| YOUR INSTRUCTIONS |
Filter the lines below, copying only those with the string "this".
------ DATA LISTING
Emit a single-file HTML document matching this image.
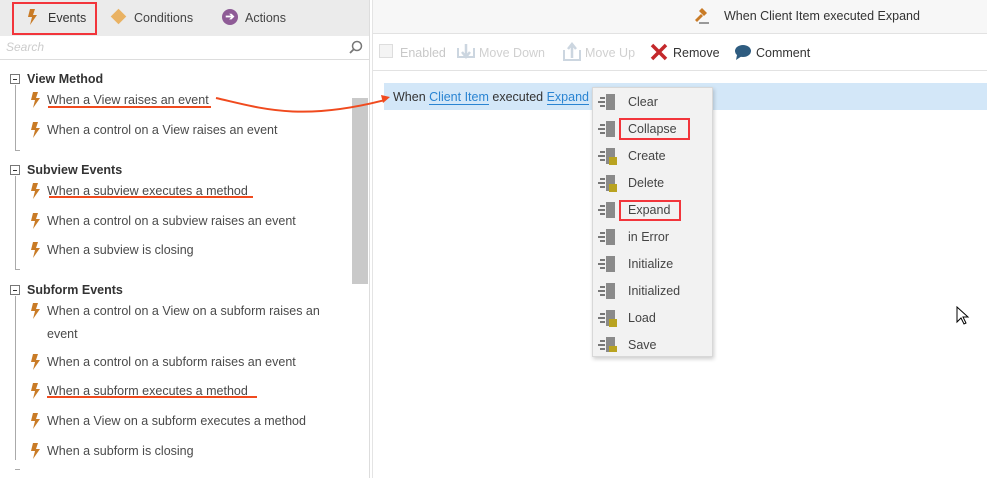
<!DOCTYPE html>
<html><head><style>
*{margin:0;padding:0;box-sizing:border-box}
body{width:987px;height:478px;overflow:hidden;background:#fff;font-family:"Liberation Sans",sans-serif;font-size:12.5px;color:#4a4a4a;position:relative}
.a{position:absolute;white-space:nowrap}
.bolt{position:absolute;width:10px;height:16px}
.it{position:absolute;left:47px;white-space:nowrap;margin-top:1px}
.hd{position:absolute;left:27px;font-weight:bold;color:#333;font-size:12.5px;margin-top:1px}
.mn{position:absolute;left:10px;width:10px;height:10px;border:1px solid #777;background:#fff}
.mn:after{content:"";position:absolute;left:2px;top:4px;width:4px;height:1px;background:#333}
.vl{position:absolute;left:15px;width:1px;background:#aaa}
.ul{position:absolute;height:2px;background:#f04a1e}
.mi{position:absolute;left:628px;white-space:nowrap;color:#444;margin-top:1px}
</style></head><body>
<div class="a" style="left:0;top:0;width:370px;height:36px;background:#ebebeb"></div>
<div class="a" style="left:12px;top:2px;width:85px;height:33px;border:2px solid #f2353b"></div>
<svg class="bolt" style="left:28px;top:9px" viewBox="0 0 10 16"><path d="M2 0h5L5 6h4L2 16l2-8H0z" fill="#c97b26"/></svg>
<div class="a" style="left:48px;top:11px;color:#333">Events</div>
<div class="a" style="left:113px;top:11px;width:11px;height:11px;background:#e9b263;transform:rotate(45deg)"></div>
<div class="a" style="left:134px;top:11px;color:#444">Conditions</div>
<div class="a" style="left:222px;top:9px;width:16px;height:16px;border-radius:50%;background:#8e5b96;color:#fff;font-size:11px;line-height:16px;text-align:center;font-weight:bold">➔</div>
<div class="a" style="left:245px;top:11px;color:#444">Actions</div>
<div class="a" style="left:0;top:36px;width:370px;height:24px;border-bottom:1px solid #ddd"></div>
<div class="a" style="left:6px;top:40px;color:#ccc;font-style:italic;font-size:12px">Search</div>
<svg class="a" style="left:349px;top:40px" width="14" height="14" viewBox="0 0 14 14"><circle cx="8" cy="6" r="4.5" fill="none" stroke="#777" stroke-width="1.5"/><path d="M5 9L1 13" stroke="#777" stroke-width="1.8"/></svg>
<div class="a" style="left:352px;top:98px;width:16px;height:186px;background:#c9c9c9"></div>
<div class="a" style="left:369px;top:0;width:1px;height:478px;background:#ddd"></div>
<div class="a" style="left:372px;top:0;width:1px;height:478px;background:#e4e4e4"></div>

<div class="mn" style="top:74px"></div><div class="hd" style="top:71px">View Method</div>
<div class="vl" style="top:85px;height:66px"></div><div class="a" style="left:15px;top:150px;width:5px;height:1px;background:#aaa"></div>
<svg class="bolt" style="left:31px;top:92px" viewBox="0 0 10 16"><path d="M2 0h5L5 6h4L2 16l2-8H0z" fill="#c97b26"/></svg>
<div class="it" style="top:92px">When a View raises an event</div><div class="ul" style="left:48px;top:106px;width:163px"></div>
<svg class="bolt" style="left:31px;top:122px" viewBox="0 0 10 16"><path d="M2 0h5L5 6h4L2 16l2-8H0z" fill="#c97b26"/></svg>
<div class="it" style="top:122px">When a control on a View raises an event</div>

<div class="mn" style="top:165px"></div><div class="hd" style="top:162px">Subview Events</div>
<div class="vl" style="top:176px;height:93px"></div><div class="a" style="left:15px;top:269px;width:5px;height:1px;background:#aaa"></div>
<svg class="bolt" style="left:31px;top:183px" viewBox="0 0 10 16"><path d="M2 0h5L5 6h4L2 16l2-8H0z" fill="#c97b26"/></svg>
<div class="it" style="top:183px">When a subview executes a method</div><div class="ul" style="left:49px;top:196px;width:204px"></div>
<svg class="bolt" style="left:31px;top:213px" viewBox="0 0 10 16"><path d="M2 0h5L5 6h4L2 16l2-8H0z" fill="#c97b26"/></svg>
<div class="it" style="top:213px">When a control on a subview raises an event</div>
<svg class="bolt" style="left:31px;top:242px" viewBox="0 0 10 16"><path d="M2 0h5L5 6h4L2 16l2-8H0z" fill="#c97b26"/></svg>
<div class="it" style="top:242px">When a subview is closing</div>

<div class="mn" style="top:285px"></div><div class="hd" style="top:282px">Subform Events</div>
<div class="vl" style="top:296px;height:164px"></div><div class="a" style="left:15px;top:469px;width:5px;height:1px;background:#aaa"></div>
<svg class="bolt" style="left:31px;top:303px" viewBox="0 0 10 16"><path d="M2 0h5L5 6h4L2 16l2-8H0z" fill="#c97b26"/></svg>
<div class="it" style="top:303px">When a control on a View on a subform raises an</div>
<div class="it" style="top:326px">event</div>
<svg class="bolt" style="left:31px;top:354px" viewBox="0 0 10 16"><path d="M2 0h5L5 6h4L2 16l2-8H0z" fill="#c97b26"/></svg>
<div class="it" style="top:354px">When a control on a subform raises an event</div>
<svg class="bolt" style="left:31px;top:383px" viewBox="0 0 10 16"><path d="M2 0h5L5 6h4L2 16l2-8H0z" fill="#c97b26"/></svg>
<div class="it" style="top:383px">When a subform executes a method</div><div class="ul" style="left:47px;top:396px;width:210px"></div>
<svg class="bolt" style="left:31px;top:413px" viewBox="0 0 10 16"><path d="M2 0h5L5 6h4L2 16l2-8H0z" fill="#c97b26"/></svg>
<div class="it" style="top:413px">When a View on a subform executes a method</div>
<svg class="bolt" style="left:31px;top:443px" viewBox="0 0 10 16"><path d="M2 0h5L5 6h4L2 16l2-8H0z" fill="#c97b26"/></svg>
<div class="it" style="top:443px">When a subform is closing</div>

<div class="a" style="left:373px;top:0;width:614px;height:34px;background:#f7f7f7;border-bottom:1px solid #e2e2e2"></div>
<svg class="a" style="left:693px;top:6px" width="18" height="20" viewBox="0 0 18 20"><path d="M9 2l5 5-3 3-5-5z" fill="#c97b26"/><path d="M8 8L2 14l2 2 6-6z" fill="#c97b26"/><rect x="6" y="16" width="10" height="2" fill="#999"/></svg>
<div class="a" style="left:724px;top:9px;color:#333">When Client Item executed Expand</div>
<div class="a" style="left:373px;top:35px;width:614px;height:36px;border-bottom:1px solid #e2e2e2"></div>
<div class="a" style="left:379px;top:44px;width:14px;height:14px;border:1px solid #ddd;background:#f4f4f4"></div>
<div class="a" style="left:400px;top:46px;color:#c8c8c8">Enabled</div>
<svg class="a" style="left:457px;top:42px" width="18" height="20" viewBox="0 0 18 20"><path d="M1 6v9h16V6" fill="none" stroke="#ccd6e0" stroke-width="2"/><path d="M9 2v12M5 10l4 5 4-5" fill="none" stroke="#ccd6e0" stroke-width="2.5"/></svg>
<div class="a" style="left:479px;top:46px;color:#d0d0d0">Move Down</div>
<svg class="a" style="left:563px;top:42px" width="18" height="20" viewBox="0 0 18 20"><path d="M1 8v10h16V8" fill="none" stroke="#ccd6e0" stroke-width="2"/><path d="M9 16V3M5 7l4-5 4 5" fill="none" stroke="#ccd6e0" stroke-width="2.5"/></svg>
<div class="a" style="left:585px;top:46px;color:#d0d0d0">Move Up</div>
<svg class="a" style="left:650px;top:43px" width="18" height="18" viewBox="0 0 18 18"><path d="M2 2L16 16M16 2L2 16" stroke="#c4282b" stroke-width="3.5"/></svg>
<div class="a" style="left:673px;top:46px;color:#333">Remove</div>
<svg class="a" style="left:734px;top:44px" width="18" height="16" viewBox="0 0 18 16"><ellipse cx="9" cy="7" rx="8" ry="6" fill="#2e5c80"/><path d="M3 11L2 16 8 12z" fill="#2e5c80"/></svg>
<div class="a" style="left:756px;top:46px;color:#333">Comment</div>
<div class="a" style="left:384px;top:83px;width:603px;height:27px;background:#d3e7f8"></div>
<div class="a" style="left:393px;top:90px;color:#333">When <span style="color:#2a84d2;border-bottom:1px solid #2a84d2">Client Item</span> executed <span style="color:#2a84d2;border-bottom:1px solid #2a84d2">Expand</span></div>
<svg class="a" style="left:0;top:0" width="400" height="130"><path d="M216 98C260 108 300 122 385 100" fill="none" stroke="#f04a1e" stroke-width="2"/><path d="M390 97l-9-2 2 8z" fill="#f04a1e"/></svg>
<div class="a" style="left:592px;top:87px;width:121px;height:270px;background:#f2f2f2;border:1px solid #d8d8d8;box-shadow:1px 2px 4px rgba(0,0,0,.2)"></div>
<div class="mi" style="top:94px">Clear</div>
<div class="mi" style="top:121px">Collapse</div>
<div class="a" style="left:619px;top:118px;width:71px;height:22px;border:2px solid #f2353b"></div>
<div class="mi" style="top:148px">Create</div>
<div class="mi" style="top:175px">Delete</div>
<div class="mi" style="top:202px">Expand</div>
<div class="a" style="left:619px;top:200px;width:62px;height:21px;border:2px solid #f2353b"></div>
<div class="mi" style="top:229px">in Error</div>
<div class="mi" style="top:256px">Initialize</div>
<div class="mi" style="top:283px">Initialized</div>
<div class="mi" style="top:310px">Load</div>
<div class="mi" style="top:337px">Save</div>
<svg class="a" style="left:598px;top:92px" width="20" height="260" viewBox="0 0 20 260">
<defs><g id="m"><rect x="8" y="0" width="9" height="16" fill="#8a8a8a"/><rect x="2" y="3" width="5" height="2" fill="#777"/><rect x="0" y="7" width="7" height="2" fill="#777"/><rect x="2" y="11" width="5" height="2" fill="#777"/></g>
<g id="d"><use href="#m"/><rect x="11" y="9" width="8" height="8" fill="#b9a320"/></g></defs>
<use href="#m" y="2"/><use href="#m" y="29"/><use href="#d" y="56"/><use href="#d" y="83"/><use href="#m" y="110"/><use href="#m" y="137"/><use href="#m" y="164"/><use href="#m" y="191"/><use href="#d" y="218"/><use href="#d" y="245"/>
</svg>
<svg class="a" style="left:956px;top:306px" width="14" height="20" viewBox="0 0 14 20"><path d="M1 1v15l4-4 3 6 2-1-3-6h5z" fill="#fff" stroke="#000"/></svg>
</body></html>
------------
------ DATA LISTING
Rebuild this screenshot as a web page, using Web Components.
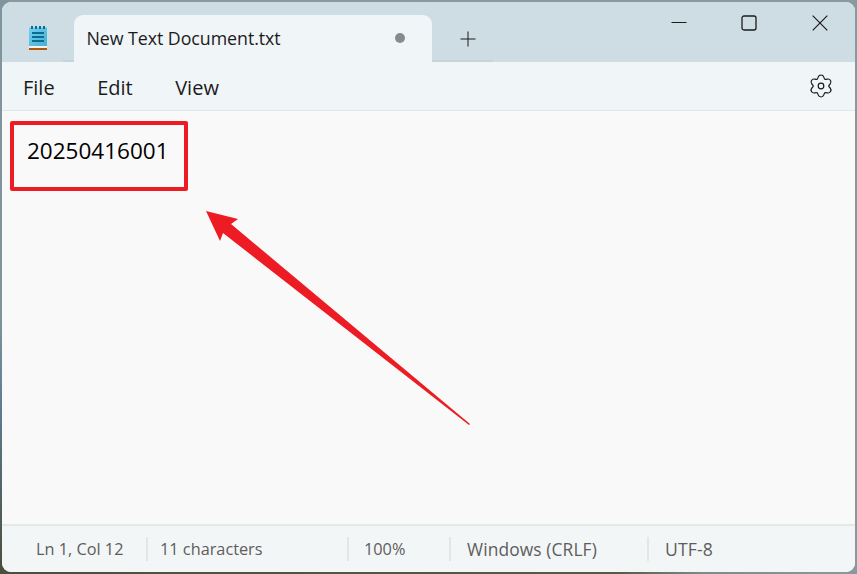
------------
------ DATA LISTING
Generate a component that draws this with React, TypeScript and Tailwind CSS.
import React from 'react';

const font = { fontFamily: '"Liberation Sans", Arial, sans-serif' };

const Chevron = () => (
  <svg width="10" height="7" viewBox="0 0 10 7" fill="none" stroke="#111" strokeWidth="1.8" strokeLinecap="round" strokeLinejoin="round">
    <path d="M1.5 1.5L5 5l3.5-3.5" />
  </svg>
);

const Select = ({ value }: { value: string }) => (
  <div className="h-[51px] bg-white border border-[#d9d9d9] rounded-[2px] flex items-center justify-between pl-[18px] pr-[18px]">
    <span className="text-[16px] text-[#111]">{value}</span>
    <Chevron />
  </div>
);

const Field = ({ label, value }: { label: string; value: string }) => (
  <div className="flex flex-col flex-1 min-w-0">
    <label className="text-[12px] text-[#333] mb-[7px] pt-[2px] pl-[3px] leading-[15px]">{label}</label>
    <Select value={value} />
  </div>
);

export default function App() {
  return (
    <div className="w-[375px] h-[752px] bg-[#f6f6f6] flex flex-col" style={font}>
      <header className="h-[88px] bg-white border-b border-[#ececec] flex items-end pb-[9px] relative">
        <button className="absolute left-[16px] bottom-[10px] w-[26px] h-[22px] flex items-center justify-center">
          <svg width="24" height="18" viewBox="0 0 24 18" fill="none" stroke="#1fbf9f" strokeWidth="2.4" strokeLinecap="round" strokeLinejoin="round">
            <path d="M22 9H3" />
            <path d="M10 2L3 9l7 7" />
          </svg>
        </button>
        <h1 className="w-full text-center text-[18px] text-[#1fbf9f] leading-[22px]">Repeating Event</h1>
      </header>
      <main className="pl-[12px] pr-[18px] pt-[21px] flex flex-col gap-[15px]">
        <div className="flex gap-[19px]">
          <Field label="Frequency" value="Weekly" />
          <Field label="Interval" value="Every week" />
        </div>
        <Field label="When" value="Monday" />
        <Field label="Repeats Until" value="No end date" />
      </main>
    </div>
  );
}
------------
| WRITTEN RESPONSE |
Emit a single-file HTML document matching this image.
Rebuild this screenshot as a web page, using Web Components.
Generate a component that draws this with React, TypeScript and Tailwind CSS.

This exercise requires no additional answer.